Let d = gcd(x, z). If d > 1, then d divides x and z. From equation (1), $$y^2 = z^2 - x^2$$, so $$d^2$$ divides $$y^2$$, which means d divides y. From equation (2), $$w^2 = x^2 + z^2$$, so $$d^2$$ divides $$w^2$$, which means d divides w.

Thus, if (x, y, z, w) is a solution, then $$(x/d, y/d, z/d, w/d)$$ is also a solution in positive integers. We can repeat this process until gcd(x, z) = 1. Therefore, without loss of generality, we can assume that gcd(x, z) = 1 for our initial solution.

Since x is even (from Step 2) and gcd(x, z) = 1, z must be odd.

Given that (x,y,z) is a Pythagorean triple and gcd(x,z)=1, it must be a primitive Pythagorean triple. Since x is even and z is odd, y must be odd.

Similarly, given that (x,z,w) is a Pythagorean triple and gcd(x,z)=1, it must be a primitive Pythagorean triple. Since x is even and z is odd, w must be odd.

**step4 Parameterize the Second Pythagorean Triple (x, z, w)**

Since (x, z, w) is a primitive Pythagorean triple with x being the even leg, z being the odd leg, and w being the odd hypotenuse, we can parameterize x, z, and w using two coprime positive integers a and b. These integers must have opposite parity and satisfy a > b:

$$x = 2ab$$

$$z = a^2-b^2$$

$$w = a^2+b^2$$

**step5 Substitute and Parameterize the First Pythagorean Triple (y, x, z)**

Now substitute the expressions for x and z from Step 4 into the first equation: $$x^2+y^2=z^2$$.

$$(2ab)^2 + y^2 = (a^2-b^2)^2$$

This equation implies that (y, 2ab, $$a^2-b^2$$) forms a Pythagorean triple. We know y is odd, 2ab is even, and $$a^2-b^2$$ (which is z) is odd.

Since y is odd and $$a^2-b^2$$ is odd, and they are legs, this is a primitive Pythagorean triple (if gcd(y, 2ab, z) is not 1, we could divide through, but we are essentially working with integers derived from a primitive triple, so this derived triple will also be primitive or a scaled version of one whose primitivity is ensured by gcd(a,b)=1).

For a primitive Pythagorean triple with an odd leg (y) and an even leg (2ab), we can parameterize it using two coprime positive integers p and q. These integers must have opposite parity and satisfy p > q:

$$y = p^2-q^2$$

$$2ab = 2pq$$

$$a^2-b^2 = p^2+q^2$$

**step6 Derive a Contradiction**

From $$2ab = 2pq$$, we can simplify to $$ab = pq$$.
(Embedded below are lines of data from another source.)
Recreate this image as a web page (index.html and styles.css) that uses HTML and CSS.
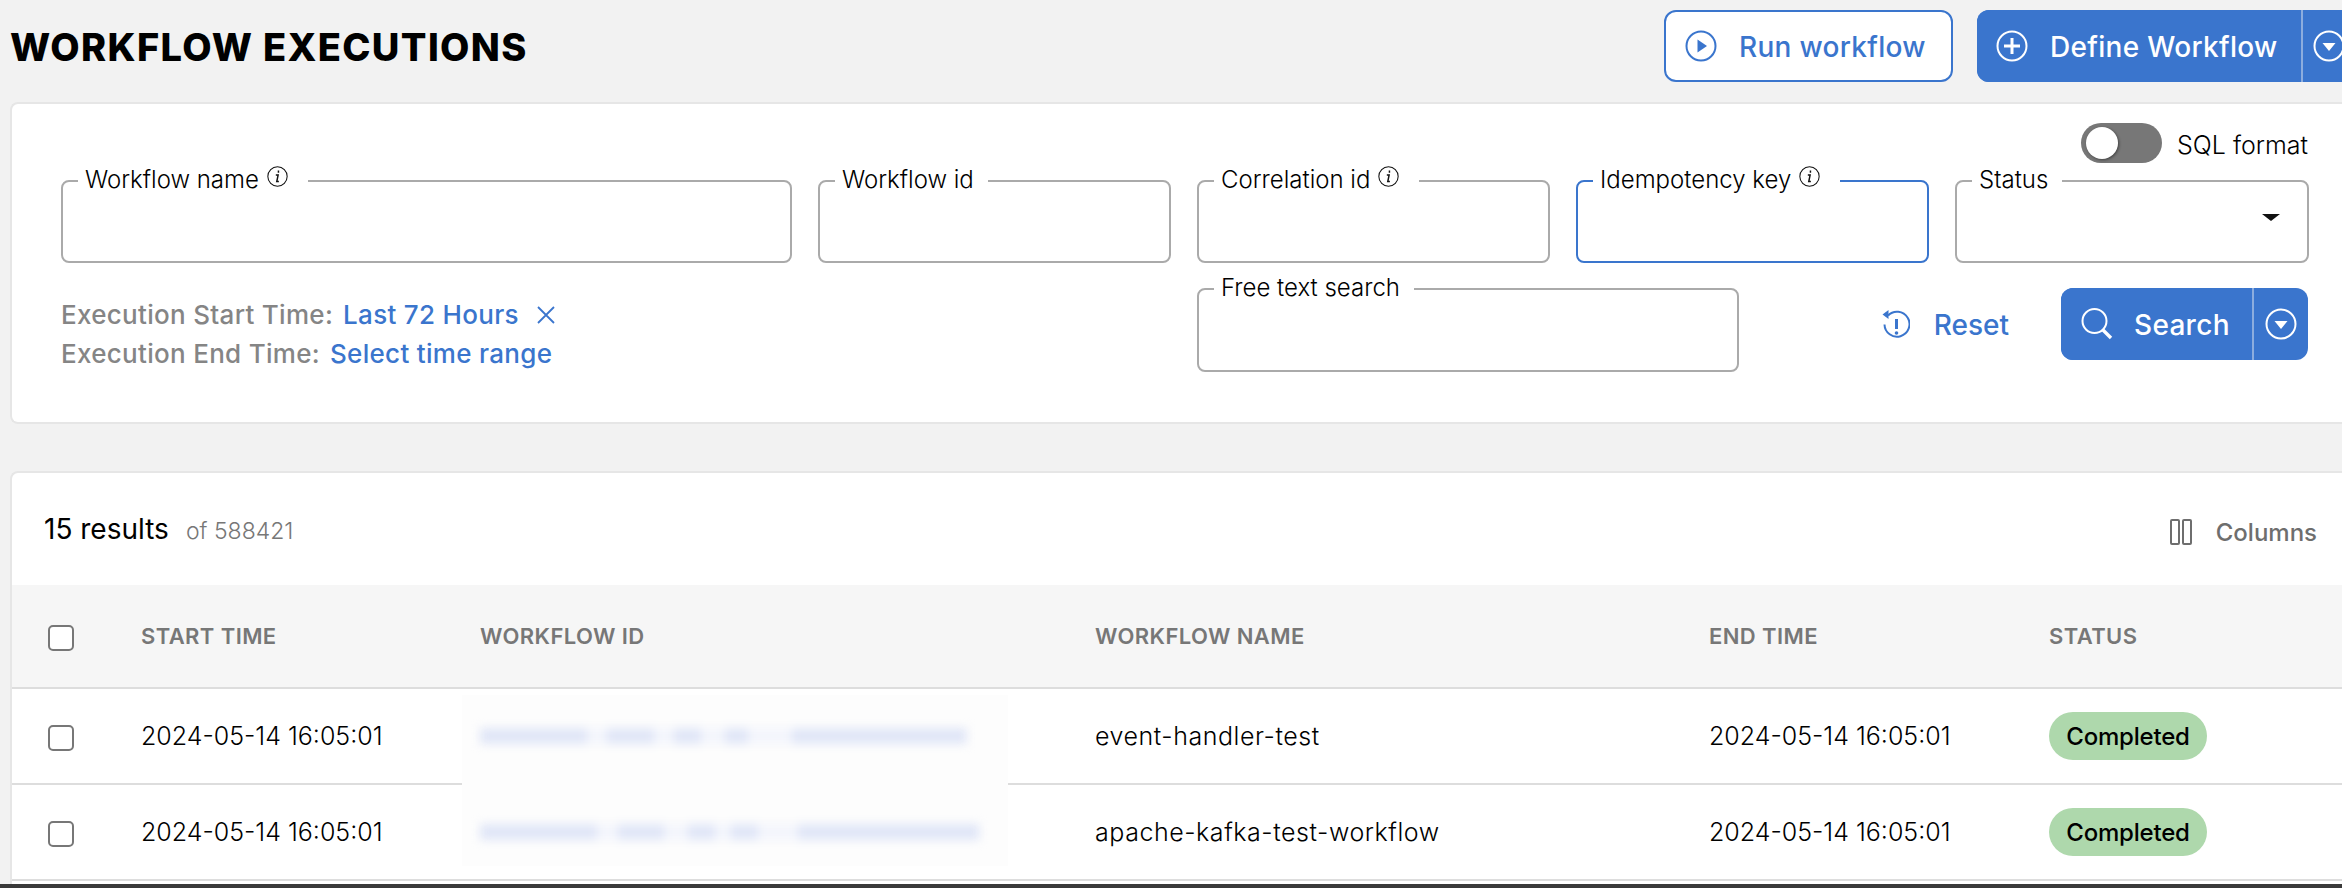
FILE: index.html
```html
<!DOCTYPE html>
<html lang="en">
<head>
<meta charset="utf-8">
<title>Workflow Executions</title>
<link rel="stylesheet" href="styles.css">
</head>
<body>
<div class="page">
  <header class="topbar">
    <h1 class="title">WORKFLOW EXECUTIONS</h1>
    <div class="top-actions">
      <button class="btn btn-outline">
        <svg class="ic30" viewBox="0 0 32 32"><circle cx="16" cy="16" r="14.5" fill="none" stroke="currentColor" stroke-width="2"/><path d="M12.5 9.5 L22 16 L12.5 22.5Z" fill="currentColor"/></svg>
        <span>Run workflow</span>
      </button>
      <div class="split split-define">
        <button class="btn btn-main btn-define">
          <svg class="ic30" viewBox="0 0 32 32"><circle cx="16" cy="16" r="14.5" fill="none" stroke="currentColor" stroke-width="2"/><path d="M16 8v16M8 16h16" fill="none" stroke="currentColor" stroke-width="3"/></svg>
          <span>Define Workflow</span>
        </button>
        <button class="btn-drop">
          <svg class="ic30" viewBox="0 0 32 32"><circle cx="16" cy="16" r="14.5" fill="none" stroke="currentColor" stroke-width="2"/><path d="M9.5 13h13L16 21Z" fill="currentColor"/></svg>
        </button>
      </div>
    </div>
  </header>

  <section class="card filters">
    <div class="sql-row">
      <span class="switch"><span class="thumb"></span></span>
      <span class="sql-label">SQL format</span>
    </div>
    <div class="field-row">
      <div class="field field-name">
        <span class="legend legend-info">Workflow name
          <svg class="info" viewBox="0 0 20 20"><circle cx="10" cy="10" r="9.2" fill="none" stroke="currentColor" stroke-width="1"/><path d="M10.9 4.4v2M8.4 8.6h2.2l-1.3 6.2h2" fill="none" stroke="currentColor" stroke-width="1.4"/></svg>
        </span>
      </div>
      <div class="field"><span class="legend">Workflow id</span></div>
      <div class="field">
        <span class="legend legend-info">Correlation id
          <svg class="info" viewBox="0 0 20 20"><circle cx="10" cy="10" r="9.2" fill="none" stroke="currentColor" stroke-width="1"/><path d="M10.9 4.4v2M8.4 8.6h2.2l-1.3 6.2h2" fill="none" stroke="currentColor" stroke-width="1.4"/></svg>
        </span>
      </div>
      <div class="field field-focus">
        <span class="legend legend-info">Idempotency key
          <svg class="info" viewBox="0 0 20 20"><circle cx="10" cy="10" r="9.2" fill="none" stroke="currentColor" stroke-width="1"/><path d="M10.9 4.4v2M8.4 8.6h2.2l-1.3 6.2h2" fill="none" stroke="currentColor" stroke-width="1.4"/></svg>
        </span>
      </div>
      <div class="field field-select">
        <span class="legend">Status</span>
        <span class="caret"></span>
      </div>
    </div>
    <div class="second-row">
      <div class="times">
        <div class="time-line">
          <span class="time-label">Execution Start Time:</span>
          <a class="time-link">Last 72 Hours</a>
          <svg class="close" viewBox="0 0 20 20"><path d="M2 2l16 16M18 2L2 18" fill="none" stroke="currentColor" stroke-width="1.8"/></svg>
        </div>
        <div class="time-line">
          <span class="time-label">Execution End Time:</span>
          <a class="time-link">Select time range</a>
        </div>
      </div>
      <div class="field field-free"><span class="legend">Free text search</span></div>
      <div class="search-actions">
        <button class="reset">
          <svg class="ic-reset" viewBox="0 0 28 32"><path d="M6 6.5 A12.5 12.5 0 1 1 2.5 15.5" fill="none" stroke="currentColor" stroke-width="2"/><path d="M0.5 5.5 L6.5 1 V10Z" fill="currentColor"/><path d="M14.5 10v10" stroke="currentColor" stroke-width="3" fill="none"/><circle cx="14.5" cy="24" r="1.8" fill="currentColor"/></svg>
          <span>Reset</span>
        </button>
        <div class="split split-search">
          <button class="btn btn-main btn-search">
            <svg class="ic-search" viewBox="0 0 32 32"><circle cx="13.5" cy="13" r="12" fill="none" stroke="currentColor" stroke-width="2"/><path d="M22 22l8 8" stroke="currentColor" stroke-width="3.4" fill="none"/></svg>
            <span>Search</span>
          </button>
          <button class="btn-drop">
            <svg class="ic30" viewBox="0 0 32 32"><circle cx="16" cy="16" r="14.5" fill="none" stroke="currentColor" stroke-width="2"/><path d="M9.5 13h13L16 21Z" fill="currentColor"/></svg>
          </button>
        </div>
      </div>
    </div>
  </section>

  <section class="card results">
    <div class="results-head">
      <div class="counts"><span class="count">15 results</span><span class="of">of 588421</span></div>
      <div class="columns">
        <svg class="ic-cols" viewBox="0 0 22 26"><rect x="1" y="1" width="8" height="24" rx="1" fill="none" stroke="currentColor" stroke-width="2"/><rect x="13" y="1" width="8" height="24" rx="1" fill="none" stroke="currentColor" stroke-width="2"/></svg>
        <span>Columns</span>
      </div>
    </div>
    <div class="table-wrap">
      <div class="patch"></div>
      <table class="grid">
        <colgroup><col class="c0"><col class="c1"><col class="c2"><col class="c3"><col class="c4"><col class="c5"></colgroup>
        <thead>
          <tr>
            <th><span class="check"></span></th>
            <th>START TIME</th>
            <th>WORKFLOW ID</th>
            <th>WORKFLOW NAME</th>
            <th>END TIME</th>
            <th>STATUS</th>
          </tr>
        </thead>
        <tbody>
          <tr>
            <td><span class="check"></span></td>
            <td>2024-05-14 16:05:01</td>
            <td><div class="blurred"><i class="s1a"></i><i class="s1b"></i><i class="s1c"></i><i class="s1d"></i><i class="s1e"></i></div></td>
            <td class="name">event-handler-test</td>
            <td>2024-05-14 16:05:01</td>
            <td><span class="badge">Completed</span></td>
          </tr>
          <tr>
            <td><span class="check"></span></td>
            <td>2024-05-14 16:05:01</td>
            <td><div class="blurred blurred-2"><i class="s2a"></i><i class="s2b"></i><i class="s2c"></i><i class="s2d"></i><i class="s2e"></i></div></td>
            <td class="name">apache-kafka-test-workflow</td>
            <td>2024-05-14 16:05:01</td>
            <td><span class="badge">Completed</span></td>
          </tr>
        </tbody>
      </table>
    </div>
  </section>
</div>
<div class="edge"></div>
</body>
</html>
```
FILE: styles.css
```css
* { box-sizing: border-box; }
html, body { margin: 0; height: 888px; overflow: hidden; background: #f2f2f2; }
body { font-family: Inter, "Noto Sans", sans-serif; color: #000; }
.page { width: 2372px; padding-left: 10px; height: 888px; overflow: hidden; }
button { font: inherit; border: 0; background: none; padding: 0; color: inherit; }

.topbar { height: 102px; display: flex; align-items: flex-start; justify-content: space-between; padding-top: 10px; }
.title { margin: 0; font-size: 38px; line-height: 74px; font-weight: 800; letter-spacing: 1.35px; }
.top-actions { display: flex; gap: 24px; }
.btn { height: 72px; border-radius: 12px; display: flex; align-items: center; font-size: 28px; font-weight: 500; letter-spacing: .3px; }
.btn span { padding-top: 2px; }
.btn-outline { width: 289px; background: #fff; border: 2px solid #3a75cd; color: #3a75cd; padding-left: 19px; gap: 22px; }
.btn-main { background: #3a75cd; color: #fff; }
.ic30 { width: 32px; height: 32px; flex: none; }
.split { display: flex; height: 72px; background: #3a75cd; border-radius: 12px; color: #fff; }
.split-define { width: 395px; }
.btn-define { width: 326px; padding-left: 19px; gap: 22px; border-right: 2px solid #8cadde; border-radius: 12px 0 0 12px; }
.btn-drop { width: 54px; display: flex; align-items: center; justify-content: center; }
.split-define .btn-drop { width: 51px; }

.card { background: #fff; border: 2px solid #e6e6e6; border-right: 0; border-radius: 8px 0 0 8px; }
.filters { height: 322px; padding: 19px 0 0 49px; }
.sql-row { width: 2247px; height: 40px; display: flex; justify-content: flex-end; align-items: center; gap: 15px; }
.switch { width: 81px; height: 40px; border-radius: 20px; background: #777; padding: 4px 0 0 5px; display: block; }
.thumb { display: block; width: 32px; height: 32px; border-radius: 50%; background: #fff; box-shadow: 1px 1px 3px rgba(0,0,0,.45); }
.sql-label { font-size: 25px; font-weight: 300; width: 131px; white-space: nowrap; padding-top: 3px; }

.field-row { margin-top: 17px; display: grid; grid-template-columns: 731px 353px 353px 353px 354px; column-gap: 26px; width: 2247px; }
.field { position: relative; height: 83px; background: #fff; border: 2px solid #aaa; border-radius: 8px; }
.field-focus { border-color: #3a75cd; }
.legend { position: absolute; top: -14px; left: 15px; height: 24px; line-height: 24px; background: #fff; padding: 0 14px 0 7px; font-size: 24px; font-weight: 300; white-space: nowrap; display: flex; align-items: center; }
.legend-info { padding-right: 20px; }
.info { width: 21px; height: 21px; margin: -8px 0 0 8px; color: #111; flex: none; }
.caret { position: absolute; right: 27px; top: 32px; width: 0; height: 0; border-left: 9px solid transparent; border-right: 9px solid transparent; border-top: 7px solid #111; }

.second-row { margin-top: 25px; width: 2247px; display: flex; align-items: flex-start; }
.times { width: 1136px; padding-top: 7px; }
.time-line { display: flex; align-items: center; height: 39px; font-size: 26px; letter-spacing: .3px; }
.time-label { color: #858585; font-weight: 500; margin-right: 10px; }
.time-link { color: #3a75cd; font-weight: 500; }
.close { width: 20px; height: 20px; color: #3a75cd; margin-left: 17px; }
.field-free { width: 542px; height: 84px; flex: none; }
.search-actions { flex: 1; display: flex; justify-content: flex-end; align-items: center; }
.reset { display: flex; align-items: center; gap: 24px; color: #3a75cd; font-size: 28px; font-weight: 500; margin-right: 52px; margin-top: 2px; }
.ic-reset { width: 28px; height: 32px; }
.split-search { width: 247px; margin-left: 0; }
.btn-search { width: 193px; padding-left: 20px; gap: 21px; border-right: 2px solid #8cadde; border-radius: 12px 0 0 12px; }
.ic-search { width: 32px; height: 32px; flex: none; }

.results { margin-top: 47px; padding: 0; height: 500px; }
.results-head { height: 112px; width: 2305px; padding-left: 32px; display: flex; justify-content: space-between; align-items: center; }
.counts { display: flex; align-items: baseline; gap: 17px; margin-top: -1px; }
.count { font-size: 28px; font-weight: 400; }
.of { font-size: 23px; font-weight: 300; color: #777; }
.columns { display: flex; align-items: center; gap: 24px; color: #6e6e6e; font-size: 24px; font-weight: 500; margin-top: 6px; }
.ic-cols { width: 22px; height: 26px; }

.table-wrap { position: relative; }
.patch { position: absolute; left: 450px; top: 110px; width: 546px; height: 171px; background: #fdfdfd; z-index: 1; }
.grid { width: 2360px; border-collapse: separate; border-spacing: 0; table-layout: fixed; }
.c0 { width: 129px; } .c1 { width: 339px; } .c2 { width: 615px; } .c3 { width: 614px; } .c4 { width: 340px; } .c5 { width: 323px; }
th { height: 104px; background: #f6f6f6; border-bottom: 2px solid #ddd; padding: 0 0 1px; text-align: left; color: #777; font-size: 22px; font-weight: 600; letter-spacing: .4px; }
td { height: 96px; border-bottom: 2px solid #ddd; padding: 0; font-size: 25px; font-weight: 300; }
.name { letter-spacing: .55px; }
th:first-child, td:first-child { padding: 3px 0 0 36px; }
.check { display: block; width: 26px; height: 26px; border: 2px solid #777; border-radius: 5px; background: #fff; }
.blurred { position: relative; z-index: 2; display: flex; height: 16px; width: 488px; background: #f3f5fc; filter: blur(5px); }
.blurred-2 { width: 500px; }
.blurred i { display: block; height: 16px; background: #e0e6f7; }
.s1a { width: 107px; } .s1b { width: 47px; margin-left: 20px; } .s1c { width: 27px; margin-left: 20px; } .s1d { width: 23px; margin-left: 24px; } .s1e { width: 174px; margin-left: 44px; }
.s2a { width: 117px; } .s2b { width: 46px; margin-left: 21px; } .s2c { width: 27px; margin-left: 24px; } .s2d { width: 27px; margin-left: 16px; } .s2e { width: 181px; margin-left: 40px; }
.badge { display: inline-flex; align-items: center; justify-content: center; width: 158px; height: 48px; border-radius: 24px; background: #aed8ac; font-size: 24px; font-weight: 500; letter-spacing: -.2px; }

.edge { position: fixed; left: 0; right: 0; bottom: 0; height: 4px; background: #3a3a3a; }
```
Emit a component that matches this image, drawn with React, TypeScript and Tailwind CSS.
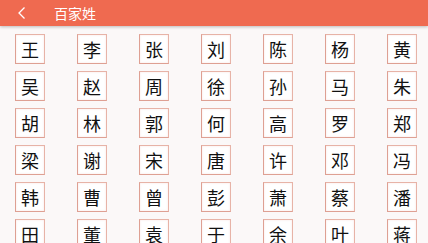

We know that a, b are coprime and p, q are coprime. For the equality $$ab = pq$$ to hold under these conditions, and given that a, b, p, q are positive, it must be that (a=p and b=q) or (a=q and b=p).

Since we also have a > b and p > q from the parameterization definitions, it must be the case that:

$$a=p \quad \text{and} \quad b=q$$

Now, substitute these relations ($$a=p$$ and $$b=q$$) into the third equation from Step 5: $$a^2-b^2 = p^2+q^2$$.

$$p^2-q^2 = p^2+q^2$$

Subtracting $$p^2$$ from both sides gives:

$$-q^2 = q^2$$

This implies $$2q^2 = 0$$, which means $$q=0$$.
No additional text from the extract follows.